Engelhardt (Hrsg.)
Lexikon Orthopädie und Unfallchirurgie

Gicht (Arthritis urica)

Synonyme

Podagra; Hyperurikämie

Englischer Begriff

Gout

Definition

Erkrankung des Purinstoffwechsels mit Ablagerung von Uratkristallen, was zu charakteristischen Gelenkentzündungen führen kann.

Pathogenese

Die primäre Hyperurikämie wird dominant vererbt und ist auf eine reduzierte Harnsäureausscheidung zurückzuführen. Die sekundären Hyperurikämien können prinzipiell durch ein vermehrtes Angebot an Harnsäure (proliferative Erkrankungen mit vermehrtem Zelltod, übermäßige Proteinzufuhr) oder eine gestörte Ausscheidung der Harnsäure (Nierenerkrankungen, Hyperlaktazidämien, Ketoazidosen, medikamenteninduziert) entstehen. Die Ablagerung der Uratkristalle geschieht bevorzugt in bradytrophem Gewebe (z. B. Gelenkknorpel). Als Auslöser werden oft Alkohol- oder Nahrungsexzesse angegeben.

Symptome

Der akute Gichtanfall ist durch eine plötzlich auftretende schmerzhafte Schwellung, Überwärmung und Rötung des betreffenden Gelenks, meist des Großzehengrundgelenks, seltener des oberen Sprunggelenks, der Fußwurzel oder des Kniegelenks, gekennzeichnet. In seltenen Fällen können die weißlichen Tophi unter der Haut sichtbar sein und sogar die Haut perforieren (Abb. 1). Der akute Gichtanfall kann einhergehen mit Fieber, Schüttelfrost und Tachykardie.


Abb. 1.
Gichttophi im Bereich des Großzehengelenks

Diagnostik

Neben den äußerlichen Zeichen der Gelenkentzündung ist die betroffene Region druckschmerzhaft und die Beweglichkeit des Gelenks ist schmerzhaft aufgehoben. Laborchemisch zeigen sich eine beschleunigte Blutsenkungsgeschwindigkeit und eine Leukozytose. Die Harnsäure kann erhöht sein; dies ist jedoch nicht obligat. Im Gelenkpunktat sind doppelbrechende Kristalle nachweisbar. Röntgenologisch imponiert im Frühstadium nur die Weichteilschwellung, später kommen Periostreaktionen und gelenknahe subkortikale Osteolysen (Stanzdefekte) ohne sklerotischen Randsaum hinzu. Später kann es auch zur mutilierenden Destruktion des Gelenks kommen.

Differenzialdiagnose

Bakterielle Arthritis

Therapie

Die Therapie des akuten Gichtanfalls besteht neben einer medikamentösen Regulierung des Purinstoffwechsels in einer analgetischen und antiphlogistischen Therapie. Ist es durch einen chronischen Verlauf zur Gelenkzerstörung gekommen, sind vor allem am Fuß Arthrodesen indiziert.

Akuttherapie

Hochlagerung der betreffenden Extremität, Ruhigstellung, Kühlung, Antiphlogistika.

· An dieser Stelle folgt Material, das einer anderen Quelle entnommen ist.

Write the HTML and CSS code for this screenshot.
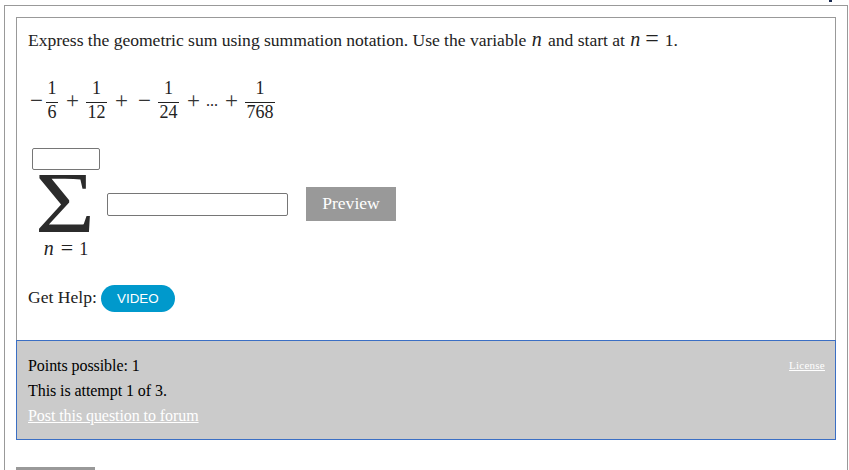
FILE: index.html
```html
<!DOCTYPE html>
<html lang="en">
<head>
<meta charset="utf-8">
<title>Question</title>
<link rel="stylesheet" href="styles.css">
</head>
<body>
<span class="corner-mark"></span>
<main class="outer">
  <section class="question">
    <div class="body">
      <p class="prompt">Express the geometric sum using summation notation. Use the variable <i class="mi">n</i> and start at <i class="mi">n</i><span class="eq">=</span>1.</p>
      <div class="series">
        <span class="op first">−</span>
        <span class="frac w12"><span class="num">1</span><span class="den">6</span></span>
        <span class="op">+</span>
        <span class="frac w21"><span class="num">1</span><span class="den">12</span></span>
        <span class="op">+</span>
        <span class="op minus">−</span>
        <span class="frac w21"><span class="num">1</span><span class="den">24</span></span>
        <span class="op">+</span>
        <span class="dots">...</span>
        <span class="op plus-end">+</span>
        <span class="frac w30"><span class="num">1</span><span class="den">768</span></span>
      </div>
      <div class="answer">
        <div class="sigma-col">
          <input class="box upper" type="text" aria-label="Upper limit">
          <span class="sigma">Σ</span>
          <span class="lower"><i class="mi">n</i><span class="eq">=</span>1</span>
        </div>
        <input class="box term" type="text" aria-label="Summand">
        <button class="preview" type="button">Preview</button>
      </div>
      <div class="help">
        <span class="help-label">Get Help:</span>
        <a class="video" href="#">VIDEO</a>
      </div>
    </div>
    <footer class="info">
      <div class="info-text">
        <p>Points possible: 1</p>
        <p>This is attempt 1 of 3.</p>
        <p><a href="#">Post this question to forum</a></p>
      </div>
      <a class="license" href="#">License</a>
    </footer>
  </section>
  <div class="submit"></div>
</main>
</body>
</html>
```
FILE: styles.css
```css
html, body {
  margin: 0;
  height: 470px;
  overflow: hidden;
  background: #fff;
}
body {
  font-family: "Liberation Serif", "Times New Roman", serif;
  font-size: 16px;
  color: #222;
  position: relative;
}
.corner-mark {
  position: absolute;
  left: 829px;
  top: 0;
  width: 3px;
  height: 2px;
  background: #1a2a50;
}
.outer {
  box-sizing: border-box;
  margin: 5px 0 0 4px;
  width: 844px;
  height: 470px;
  padding: 11px;
  border: 1px solid #999;
}
.question {
  border: 1px solid #999;
}
.body {
  height: 322px;
  box-sizing: border-box;
  padding: 11px 11px 0;
}
.prompt {
  margin: 0;
  line-height: 18px;
  font-size: 17.6px;
  letter-spacing: -0.03px;
}
.mi {
  font-style: italic;
  font-size: 20px;
  font-family: "Liberation Serif", serif;
}
.prompt .mi {
  margin: 0 2px 0 1px;
}
.prompt .eq {
  font-size: 24px;
  line-height: 18px;
  margin: 0 6px 0 3px;
}
.series {
  display: flex;
  align-items: center;
  margin-top: 28px;
  height: 47px;
  font-size: 18px;
  color: #222;
}
.frac {
  display: inline-flex;
  flex-direction: column;
  align-items: center;
  line-height: 21px;
}
.w12 { width: 12px; }
.w21 { width: 21px; }
.w30 { width: 30px; }
.num {
  margin-bottom: 3px;
}
.den {
  border-top: 1px solid #222;
  align-self: stretch;
  text-align: center;
  line-height: 19px;
  padding-bottom: 2px;
}
.op {
  margin: 0 7px 0 8px;
  font-size: 23px;
  line-height: 23px;
  color: #333;
  font-weight: 400;
}
.op.first {
  margin: 0 3px 0 2px;
}
.op.minus {
  margin: 0 7px 0 3px;
}
.op.plus-end {
  margin: 0 7px;
}
.dots {
  font-size: 16px;
  margin-left: -1px;
}
.answer {
  display: flex;
  align-items: center;
  margin-top: 24px;
}
.sigma-col {
  display: flex;
  flex-direction: column;
  align-items: center;
  width: 68px;
  margin-left: 4px;
}
.box {
  box-sizing: border-box;
  border: 1px solid #767676;
  border-radius: 2px;
  background: #fff;
  padding: 0;
}
.upper {
  width: 68px;
  height: 22px;
}
.sigma {
  font-size: 86px;
  line-height: 67px;
  height: 64px;
  margin-right: 2px;
  color: #2b2b2b;
  transform: scaleX(1.2);
}
.lower {
  font-size: 18px;
  line-height: 22px;
  margin-top: 3px;
}
.lower .mi {
  margin-right: 1px;
}
.lower .eq {
  font-size: 22px;
  line-height: 22px;
  margin: 0 6px;
}
.term {
  width: 181px;
  height: 23px;
  margin-left: 7px;
}
.preview {
  width: 90px;
  height: 34px;
  margin-left: 18px;
  background: #999;
  color: #fff;
  border: 0;
  padding: 0 0 2px;
  font: 17.6px "Liberation Serif", serif;
}
.help {
  display: flex;
  align-items: center;
  gap: 4px;
  margin-top: 25px;
  font-size: 17.6px;
}
.help-label {
  padding-bottom: 2px;
}
.video {
  display: block;
  width: 74px;
  height: 27px;
  border-radius: 14px;
  background: #0099cc;
  color: #fff;
  text-align: center;
  text-decoration: none;
  font: 13.4px/27px "Liberation Sans", Arial, sans-serif;
}
.info {
  display: flex;
  justify-content: space-between;
  box-sizing: border-box;
  height: 100px;
  padding: 12px 10px 0 11px;
  background: #cbcbcb;
  border: 1px solid #3b6fc4;
  margin: 0 -1px -1px -1px;
  color: #000;
}
.info p {
  margin: 0;
  line-height: 25px;
  letter-spacing: -0.07px;
}
.info a {
  color: #fff;
}
.license {
  font-size: 11px;
  letter-spacing: 0.25px;
  line-height: 25px;
}
.submit {
  width: 79px;
  height: 20px;
  margin-top: 27px;
  background: #999;
}
```
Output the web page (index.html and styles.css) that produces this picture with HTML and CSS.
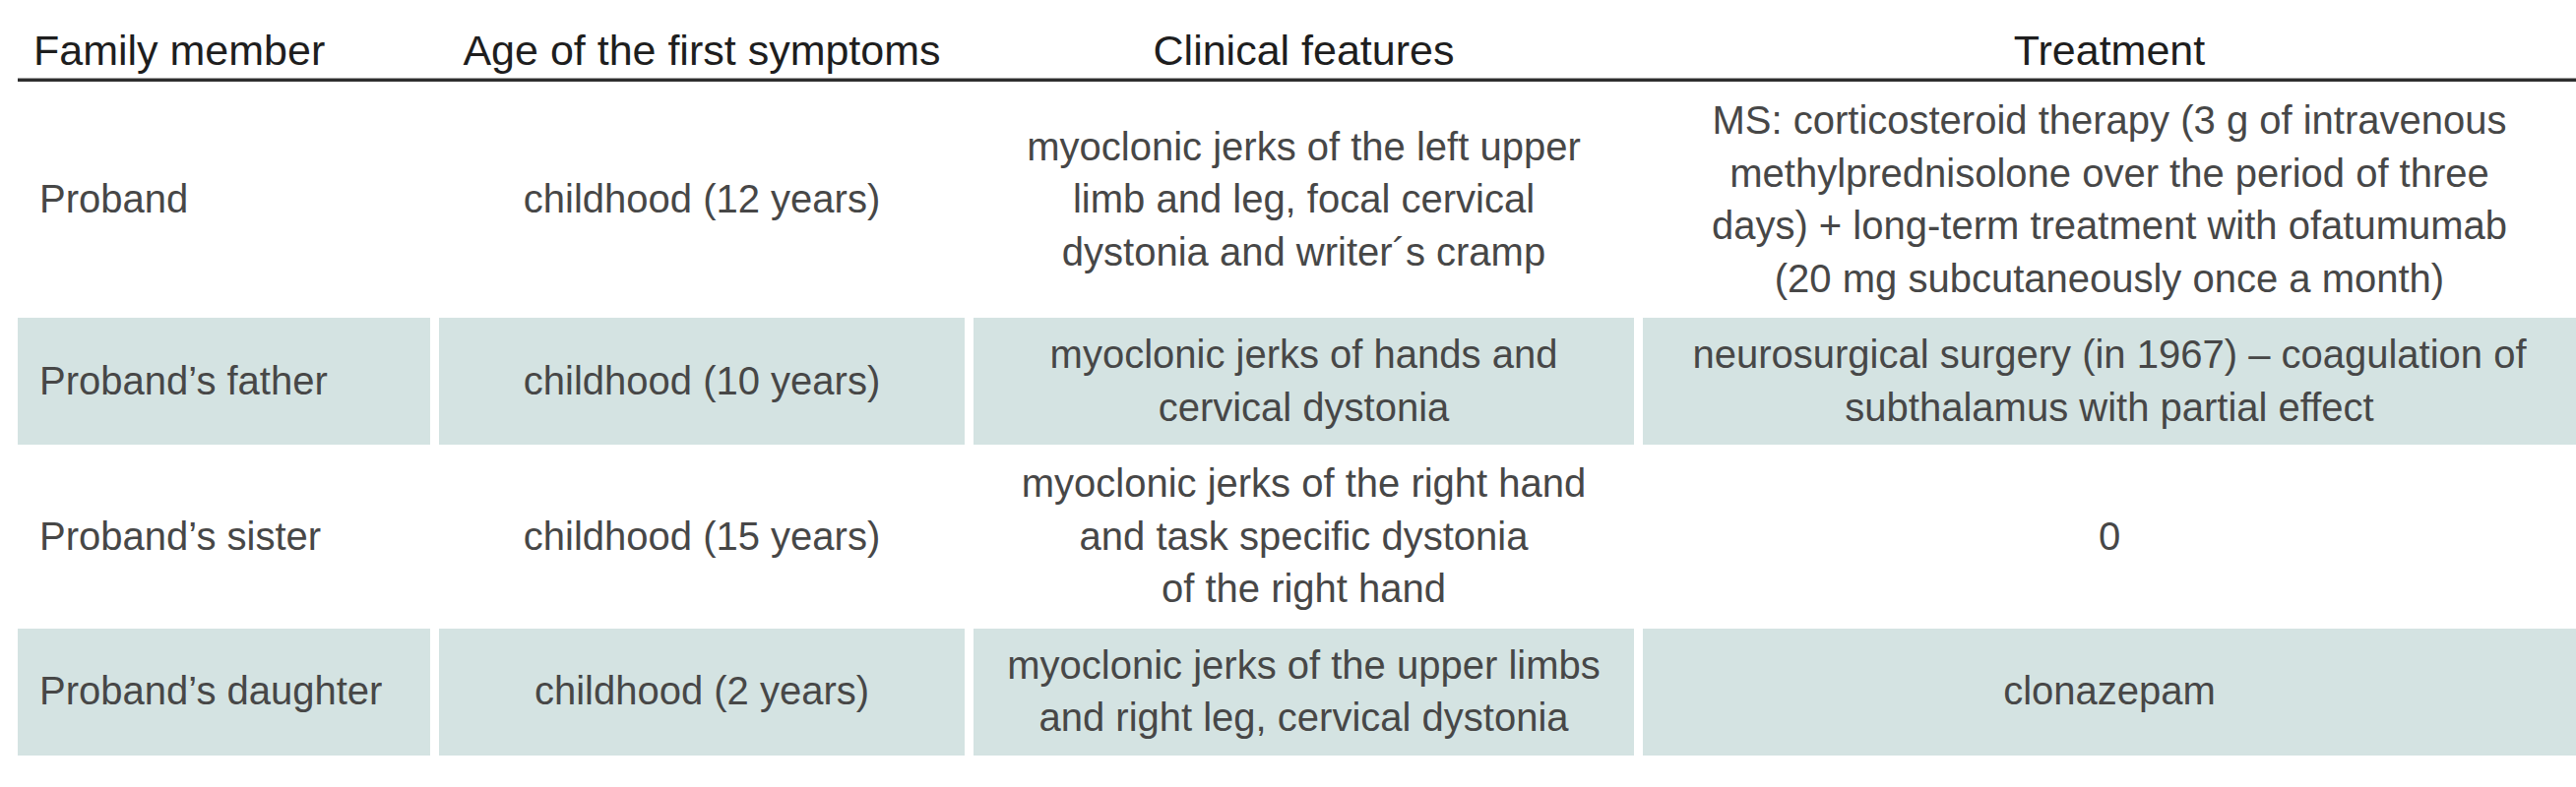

Konservative/symptomatische Therapie

Die lokale Therapie orientiert sich an der lokalen Gelenkentzündung und besteht aus Hochlagerung, Ruhigstellung und Kühlung des betreffenden Gelenks.

Medikamentöse Therapie

Die Einstellung des Purinstoffwechsels erfolgt mit Urikostatika oder Urikosurika. Symptomatisch wird ein potentes Antiphlogistikum empfohlen. Colchicin wird wegen seiner Nebenwirkungen und anspruchsvollen Dosierung nur noch selten eingesetzt.

Operative Therapie

Eine operative Therapie ist nur bei arthritisch destruierten Gelenken indiziert. Im Großzehengrundgelenk, in der Fußwurzel und im oberen Sprunggelenk wird wegen der begleitenden Knochendestruktion meist eine Arthrodese des Gelenks bevorzugt.

Dauertherapie

Die medikamentöse Therapie zur Regulierung des Purinstoffwechsels ist als Dauertherapie zu verstehen. Gleichfalls sollten potentielle Auslöser eines Gichtanfalls (Alkohol, purinreiche Kost) vermieden werden.

Bewertung

Bei einer konsequenten Einstellung des Harnsäurespiegels und entsprechender Änderung der Nahrungsgewohnheiten kann der Gichtarthropathie vorgebeugt werden.

Nachsorge

Regelmäßige Kontrolle des Harnsäurespiegels zur Überprüfung der medikamentösen Einstellung.